Four indentured women cross the black water to the Colony of Natal
In 1909, four women board a ship in Madras to cross the Kala Pani, the ‘black water’, to Natal. Lutchmee, a young widow, has escaped her vengeful mother-in-law and self-immolation on her husband’s funeral pyre. Vottie, from the Brahmin caste, is an educated girl whose abusive husband tries to hold on to his caste at all costs. Chinmah, heavily pregnant when she boards the ship, is married to an older man as part of an unpaid debt. Dazzling but shy Jyothi is single. On board the ship, the women will form friendships and alliances. They will help each other through trial and trauma, even after they arrive and are separated.

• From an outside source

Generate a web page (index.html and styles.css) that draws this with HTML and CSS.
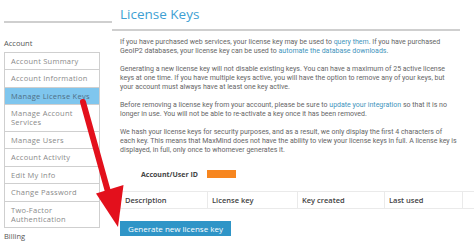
FILE: index.html
```html
<!DOCTYPE html>
<html>
<head>
<meta charset="utf-8">
<link rel="stylesheet" href="styles.css">
</head>
<body>
<div class="page">
  <aside class="side">
    <div class="side-rule"></div>
    <div class="side-label">Account</div>
    <ul class="nav">
      <li>Account Summary</li>
      <li>Account Information</li>
      <li class="active">Manage License Keys</li>
      <li>Manage Account Services</li>
      <li>Manage Users</li>
      <li>Account Activity</li>
      <li>Edit My Info</li>
      <li>Change Password</li>
      <li>Two-Factor Authentication</li>
    </ul>
    <div class="side-label billing">Billing</div>
  </aside>
  <main class="main">
    <h1 class="title">License Keys</h1>
    <div class="content">
      <p>If you have purchased web services, your license key may be used to <a>query them</a>. If you have purchased GeoIP2 databases, your license key can be used to <a>automate the database downloads</a>.</p>
      <p>Generating a new license key will not disable existing keys. You can have a maximum of 25 active license keys at one time. If you have multiple keys active, you will have the option to remove any of your keys, but your account must always have at least one key active.</p>
      <p>Before removing a license key from your account, please be sure to <a>update your integration</a> so that it is no longer in use. You will not be able to re-activate a key once it has been removed.</p>
      <p>We hash your license keys for security purposes, and as a result, we only display the first 4 characters of each key. This means that MaxMind does not have the ability to view your license keys in full. A license key is displayed, in full, only once to whomever generates it.</p>
      <div class="account-row">
        <span class="account-label">Account/User ID</span>
        <span class="account-id"></span>
      </div>
      <table class="keys">
        <thead>
          <tr>
            <th class="c1">Description</th>
            <th class="c2">License key</th>
            <th class="c3">Key created</th>
            <th class="c4">Last used</th>
            <th class="c5"></th>
          </tr>
        </thead>
      </table>
      <button class="btn">Generate new license key</button>
    </div>
  </main>
  <svg class="arrow" width="474" height="244" viewBox="0 0 474 244">
    <line x1="83" y1="102" x2="107.5" y2="190" stroke="#e3101c" stroke-width="6" stroke-linecap="round"/>
    <polygon points="96,193.5 123.5,185 118,227" fill="#e3101c"/>
  </svg>
</div>
</body>
</html>
```
FILE: styles.css
```css
html, body {
  margin: 0;
  padding: 0;
  background: #fff;
}
.page {
  position: relative;
  width: 474px;
  height: 244px;
  overflow: hidden;
  display: flex;
  font-family: Roboto, "Liberation Sans", sans-serif;
}
.side {
  width: 112px;
  padding-left: 4px;
  box-sizing: border-box;
  flex: none;
  font-family: "Open Sans", "DejaVu Sans", sans-serif;
}
.side-rule {
  margin-top: 21px;
  height: 2px;
  background: #cfcfcf;
}
.side-label {
  margin-top: 15px;
  font-size: 7.5px;
  line-height: 10px;
  color: #555;
}
.side-label.billing {
  margin-top: 3px;
}
.nav {
  list-style: none;
  margin: 4px 0 0 0;
  padding: 0;
  width: 94px;
  border: 1px solid #cfcfcf;
  border-bottom: none;
}
.nav li {
  font-size: 7.5px;
  letter-spacing: 0.25px;
  line-height: 9px;
  padding: 3.8px 8px 3.7px 6px;
  color: #8a8a8a;
  border-bottom: 1px solid #cfcfcf;
}
.nav li.active {
  background: #7fc6ee;
  color: #4f6f86;
}
.main {
  width: 348px;
  flex: none;
}
.title {
  margin: 0;
  padding: 4px 0 5px 8px;
  font-family: "Open Sans", "DejaVu Sans", sans-serif;
  font-weight: 500;
  font-size: 13.5px;
  line-height: 20px;
  color: #3e9fd3;
  border-bottom: 2px solid #cfcfcf;
}
.content {
  padding: 0 2px 0 8px;
}
.content p {
  margin: 6.5px 0 9px 0;
  font-size: 7px;
  line-height: 9px;
  color: #666;
}
.content p + p {
  margin-top: 0;
}
.content a {
  color: #3f95bd;
}
.account-row {
  display: flex;
  align-items: center;
  margin-top: 15px;
  padding-left: 21px;
  height: 9px;
}
.account-label {
  font-family: "Open Sans", "DejaVu Sans", sans-serif;
  font-size: 7px;
  font-weight: 700;
  color: #444;
}
.account-id {
  margin-left: 9px;
  width: 29px;
  height: 8px;
  background: #f7861f;
}
.keys {
  margin-top: 12px;
  width: 339px;
  border-collapse: collapse;
  table-layout: fixed;
}
.keys th {
  height: 16px;
  padding: 0 0 0 4px;
  text-align: left;
  font-family: "Open Sans", "DejaVu Sans", sans-serif;
  font-size: 7.5px;
  font-weight: 600;
  color: #3f3f3f;
  border: 1px solid #eaeaea;
}
.keys .c1 { width: 82px; }
.keys .c2 { width: 85px; }
.keys .c3 { width: 82px; }
.keys .c4 { width: 73px; }
.keys .c5 { width: 17px; }
.btn {
  display: block;
  margin-top: 12px;
  width: 111px;
  height: 15px;
  padding: 0;
  border: none;
  background: #2f95c7;
  color: #fff;
  font-family: "Open Sans", "DejaVu Sans", sans-serif;
  font-size: 8px;
  font-weight: 500;
}
.arrow {
  position: absolute;
  left: 0;
  top: 0;
  pointer-events: none;
}
```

Like many Indians desperate to escape unbearable conditions in their home country, these women are only too eager to believe what they’ve been told: that a better life awaits them in South Africa, where caste doesn’t matter, food is plentiful, and liberty will be theirs after just five years. But the reality of life on the plantations reveals the truth about the crossing: that it is usually a one-way journey, rife with misery, and that the hardship doesn’t end after the ship has dropped anchor in Durban harbour.
The epic stories of these immigrants – the brave, the bold, the kind; the weak, the cruel, the cowardly – are woven into the fabric of South Africa’s Indian population today. Shevlyn Mottai has drawn on her ancestors’ history to highlight the bonds formed between women during adversity, and to celebrate their journeys of tragedy and triumph.